Time was given for each child to rewrite his/her paper
before submitting it for final grading, using the Delaware Holistic
Scoring Criteria.
Conclusion
While this essay suggests how to
use one children’s trade book to teach social studies through
reading, the message is applicable to many pieces of children’s
literature. Historical fiction centers around historical
events and people (content), and the chronology of events is
generally present in such a story, as well. For instance, Johnny
Tremain by Esther Forbes (1943) takes place in the early
stages of the American Revolution, and such people as Paul Revere
and Sam Adams play strategic roles in the story.
The Boston Tea Party, the plans and meetings prior to
it, and the battles of Lexington and Concord are chronologically
arranged. Frequently, diverse viewpoints are presented in a
story, as in My Brother
Sam is Dead by James Collier (1974), so analysis and interpretation
of conflicting data is possible.
Historical fiction has a place (s) in which it occurs. Geography lessons associated with location
and place naturally arise from the setting.
Often geography standard two is also addressed- i.e.,
humans modify or respond to the natural environment, as in Prairie
Songs by Pam Conrad (1985).
Sometimes students gain an understanding of the character
of regions and the connections between them (geography standard
four) in books such as Henner’s Lydia (1936) or Thee Hannah (1940) by Marguerite De Angeli.
An historical period
or event is often filled with major economic upheaval.
For instance, in the book Fever
1793 by Laurie Halse Anderson (2000), the economic activity
of Philadelphia is severely affected by the yellow fever epidemic
when hordes of people flee the city and farmers refuse to enter
the city with foodstuffs. Stores and businesses are closed, and some
critical human needs cannot be met. Abandoned homes are broken
into in the desperate search for food, money, and other necessities
of life. Bread is made with sawdust. Prices for the few products that are available
are outrageously high. Paper is not available for printing newspapers. Ships with international products refuse to
dock in the Philadelphia port.
Such a book as Fever
1793 serves as a fine springboard for economic lessons.
Civics lessons abound
in Mildred D.Taylor’s books, The
Gold Cadillac (1987), Roll of Thunder, Hear My Cry (1976), and
The Road to Memphis (1990).
These books detail the experiences of people who have
been denied their basic rights.
In summary, then,
the elementary teacher need not always squeeze social studies
into a separate spot in a schedule already bursting at the seams.

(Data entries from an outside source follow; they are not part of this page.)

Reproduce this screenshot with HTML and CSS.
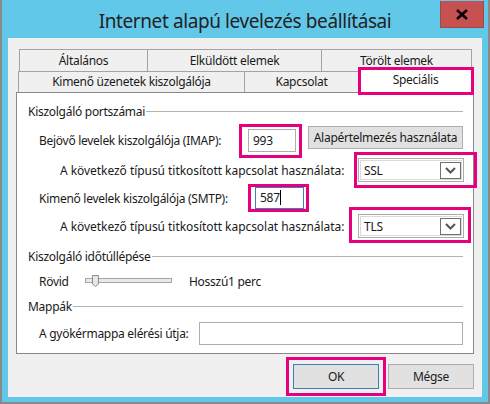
FILE: index.html
```html
<!DOCTYPE html>
<html lang="hu">
<head>
    <meta charset="UTF-8">
    <meta name="viewport" content="width=device-width, initial-scale=1.0">
    <title>Internet alapú levelezés beállításai</title>
    <link rel="stylesheet" href="styles.css">
</head>
<body>
    <div class="window">
        <div class="titlebar">
            <div class="title">Internet alapú levelezés beállításai</div>
            <div class="close">
                <svg width="14" height="11" viewBox="0 0 14 11">
                    <path d="M2 1 L12 10 M12 1 L2 10" stroke="#000" stroke-width="2.6" fill="none"/>
                </svg>
            </div>
        </div>
        <div class="client">
            <div class="tabs">
                <div class="tab-row row1">
                    <div class="tab w128">Általános</div>
                    <div class="tab w174">Elküldött elemek</div>
                    <div class="tab w151">Törölt elemek</div>
                </div>
                <div class="tab-row row2">
                    <div class="tab w226">Kimenő üzenetek kiszolgálója</div>
                    <div class="tab w114">Kapcsolat</div>
                    <div class="tab w114 active hl hl-tab">Speciális</div>
                </div>
            </div>
            <div class="panel">
                <div class="group-title">Kiszolgáló portszámai</div>
                <div class="row r-imap">
                    <div class="label lv1 w209">Bejövő levelek kiszolgálója (IMAP):</div>
                    <div class="hl hl-imap"><div class="textbox port">993</div></div>
                    <div class="button default-btn">Alapértelmezés használata</div>
                </div>
                <div class="row r-enc">
                    <div class="label lv2 w298">A következő típusú titkosított kapcsolat használata:</div>
                    <div class="hl hl-ssl">
                        <div class="select"><span>SSL</span><span class="arrow"><svg width="11" height="7" viewBox="0 0 11 7"><path d="M1 1 L5.5 5.5 L10 1" stroke="#555" stroke-width="2" fill="none"/></svg></span></div>
                    </div>
                </div>
                <div class="row r-smtp">
                    <div class="label lv1 w216">Kimenő levelek kiszolgálója (SMTP):</div>
                    <div class="hl hl-smtp"><div class="textbox port focus">587<span class="caret"></span></div></div>
                </div>
                <div class="row r-enc">
                    <div class="label lv2 w298">A következő típusú titkosított kapcsolat használata:</div>
                    <div class="hl hl-tls">
                        <div class="select"><span>TLS</span><span class="arrow"><svg width="11" height="7" viewBox="0 0 11 7"><path d="M1 1 L5.5 5.5 L10 1" stroke="#555" stroke-width="2" fill="none"/></svg></span></div>
                    </div>
                </div>
                <div class="group-title g2">Kiszolgáló időtúllépése</div>
                <div class="row r-slider">
                    <div class="label lv1 w46">Rövid</div>
                    <div class="track">
                        <svg class="thumb" width="7" height="12" viewBox="0 0 7 12"><path d="M0.5 0.5 H6.5 V9 L3.5 11.5 L0.5 9 Z" fill="#e6e6e6" stroke="#8c8c8c"/></svg>
                    </div>
                    <div class="label slider-end">Hosszú1 perc</div>
                </div>
                <div class="group-title g3">Mappák</div>
                <div class="row r-path">
                    <div class="label lv1 w160">A gyökérmappa elérési útja:</div>
                    <div class="textbox path"></div>
                </div>
            </div>
            <div class="buttons">
                <div class="hl hl-ok"><div class="button dlg-btn ok">OK</div></div>
                <div class="button dlg-btn">Mégse</div>
            </div>
        </div>
    </div>
</body>
</html>
```
FILE: styles.css
```css
html, body {
    margin: 0;
    padding: 0;
}
body {
    font-family: "Noto Sans", "Open Sans", sans-serif;
    font-size: 12px;
    letter-spacing: -0.28px;
    color: #1a1a1a;
}
.window {
    width: 490px;
    height: 404px;
    box-sizing: border-box;
    background: #62c8ea;
    border: 2px solid #8a8a8a;
    border-top: none;
    padding: 0 6px 5px;
}
.titlebar {
    height: 38px;
    display: grid;
    grid-template-columns: 1fr auto 1fr;
}
.title {
    grid-column: 2;
    font-size: 19px;
    letter-spacing: -0.4px;
    line-height: 42px;
    color: #222;
    white-space: nowrap;
}
.close {
    grid-column: 3;
    justify-self: end;
    width: 44px;
    height: 27px;
    margin-top: 1px;
    margin-right: -2px;
    background: #c75050;
    border: 1px solid #9b4a4a;
    border-top: none;
    box-sizing: border-box;
    display: flex;
    align-items: center;
    justify-content: center;
}
.client {
    height: 359px;
    background: #f0f0f0;
    padding: 11px 8px 0;
    box-sizing: border-box;
}
.tabs {
    padding-left: 2px;
}
.tab-row {
    display: flex;
    height: 21px;
}
.row1 {
    padding-left: 1px;
    height: 22px;
}
.tab {
    box-sizing: border-box;
    border: 1px solid #a3a3a3;
    border-bottom: none;
    margin-right: -1px;
    background: #f0f0f0;
    text-align: center;
    line-height: 21px;
    white-space: nowrap;
}
.row1 .tab { height: 22px; }
.row2 .tab { height: 21px; line-height: 19px; }
.tab.active {
    background: #fff;
    height: 25px;
    margin-top: -4px;
    margin-bottom: -1px;
    line-height: 24px;
    z-index: 1;
}
.w128 { width: 129px; }
.w174 { width: 175px; }
.w151 { width: 151px; }
.w226 { width: 227px; }
.w114 { width: 115px; }
.panel {
    height: 262px;
    box-sizing: border-box;
    background: #fff;
    border: 1px solid #898989;
    padding: 10px 10px 0 11px;
}
.group-title {
    display: flex;
    align-items: center;
    height: 16px;
    white-space: nowrap;
}
.group-title::after {
    content: "";
    flex: 1;
    border-top: 1px solid #b4b4b4;
    margin-left: 1px;
}
.g2 { margin-top: 8px; }
.g3 { margin-top: 7px; }
.row {
    display: flex;
    align-items: center;
}
.label {
    white-space: nowrap;
    flex-shrink: 0;
}
.lv1 { margin-left: 11px; }
.lv2 { margin-left: 32px; letter-spacing: -0.05px; }
.w209 { width: 209px; }
.w216 { width: 216px; }
.w298 { width: 298px; }
.w46 { width: 46px; }
.w160 { width: 160px; }
.r-imap { margin-top: 7px; height: 28px; }
.r-enc { margin-top: 2px; height: 28px; }
.r-smtp { margin-top: 2px; height: 24px; }
.r-slider { margin-top: 7px; height: 20px; }
.r-path { margin-top: 7px; height: 25px; }
.textbox {
    box-sizing: border-box;
    border: 1px solid #abadb3;
    background: #fff;
    padding-left: 4px;
    line-height: 21px;
}
.port {
    width: 48px;
    height: 23px;
}
.focus {
    width: 49px;
    height: 22px;
    line-height: 20px;
    border-color: #3c7fb1;
}
.caret {
    display: inline-block;
    width: 1px;
    height: 15px;
    background: #000;
    vertical-align: -3px;
}
.path {
    width: 264px;
    height: 23px;
}
.button {
    box-sizing: border-box;
    background: #e1e1e1;
    border: 1px solid #adadad;
    text-align: center;
    white-space: nowrap;
}
.default-btn {
    align-self: flex-start;
    margin-left: 12px;
    width: 159px;
    height: 23px;
    line-height: 21px;
}
.select {
    box-sizing: border-box;
    width: 106px;
    height: 24px;
    border: 1px solid #acacac;
    box-shadow: inset 0 0 0 1px #fff, inset 0 0 0 2px #dadada;
    display: flex;
    align-items: center;
    justify-content: space-between;
    padding: 0 2px 0 5px;
}
.arrow {
    box-sizing: border-box;
    width: 21px;
    height: 17px;
    border: 1px solid #707070;
    display: flex;
    align-items: center;
    justify-content: center;
}
.track {
    position: relative;
    box-sizing: border-box;
    width: 87px;
    height: 5px;
    background: #e7eae8;
    border: 1px solid #a6a6a6;
    margin-top: -2px;
}
.thumb {
    position: absolute;
    left: 6px;
    top: -4px;
}
.slider-end {
    margin-left: 17px;
}
.buttons {
    display: flex;
    justify-content: flex-end;
    gap: 9px;
    margin-top: 10px;
}
.dlg-btn {
    width: 86px;
    height: 25px;
    line-height: 23px;
}
.ok {
    border-color: #3c7fb1;
}
.hl {
    position: relative;
}
.hl::after {
    content: "";
    position: absolute;
    border: 3px solid #e6007e;
    pointer-events: none;
}
.hl-tab::after { left: -1px; right: -2px; top: -1px; bottom: -3px; }
.hl-imap::after { left: -9px; right: -6px; top: -5px; bottom: -6px; }
.hl-ssl::after { left: -4px; right: -13px; top: -6px; bottom: -6px; }
.hl-smtp::after { left: -7px; right: -5px; top: -3px; bottom: -3px; }
.hl-tls::after { left: -9px; right: -7px; top: -7px; bottom: -5px; }
.hl-ok::after { left: -7px; right: -7px; top: -7px; bottom: -7px; }
```
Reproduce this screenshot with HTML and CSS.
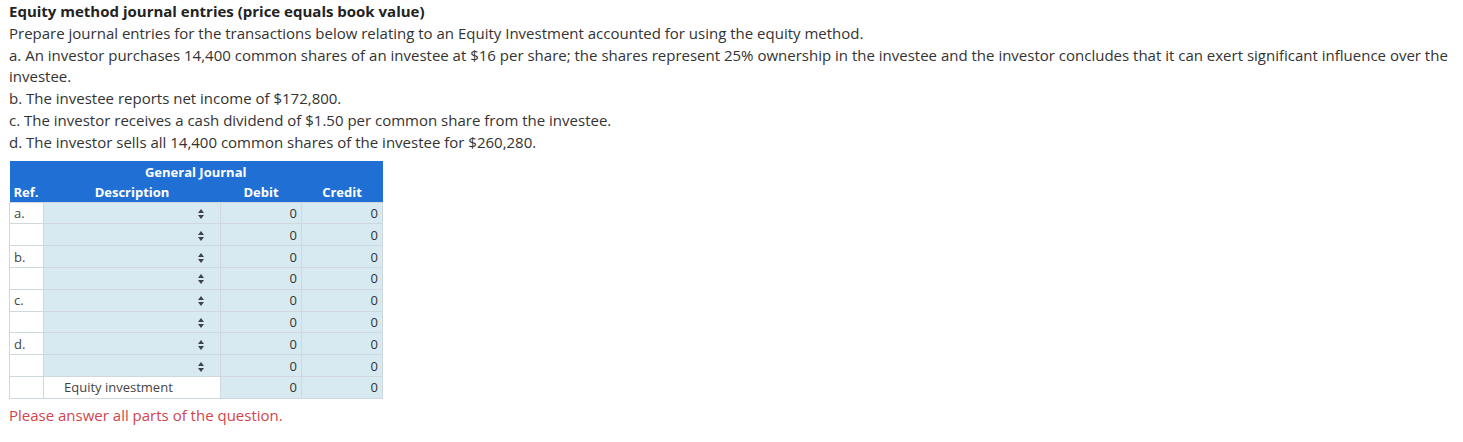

Teach social studies through literature and infuse life
into subjects that children, heretofore, may have thought they
didn’t like. A good story stimulates interest in the history,
geography, economics, and civics that contribute to its dynamic
character. Take it from
there.
References
Anderson, L. H. (2000). Fever
1793. New York: Simon & Schuster Books for Young
Readers.
Collier, J. and Collier, C. (1974). My Brother
Sam is Dead. New York: Four Winds
Press.
Conrad, P. (1985). Prairie
Songs. New York: Harper & Row.
De Angeli, M. (1936). Henner’s
Lydia. Garden City, New York: Doubleday.
De Angeli, M. (1940). Thee
Hannah. New York: Doubleday.
Forbes,E. (1943). Johnny
Tremain. Boston: Houghton Mifflin.
Reeder, C. (1998). Foster’s
War. New York: Scholastic Inc.
Taylor, M. D. (1987).The
Gold Cadillac. New York: Dial Books for Young Readers.
Taylor, M. D. (1990). The
Road to Memphis. New York: Dial Books.
Taylor, M. D. (1976). Roll
of Thunder, Hear My Cry. New York: Dial Press.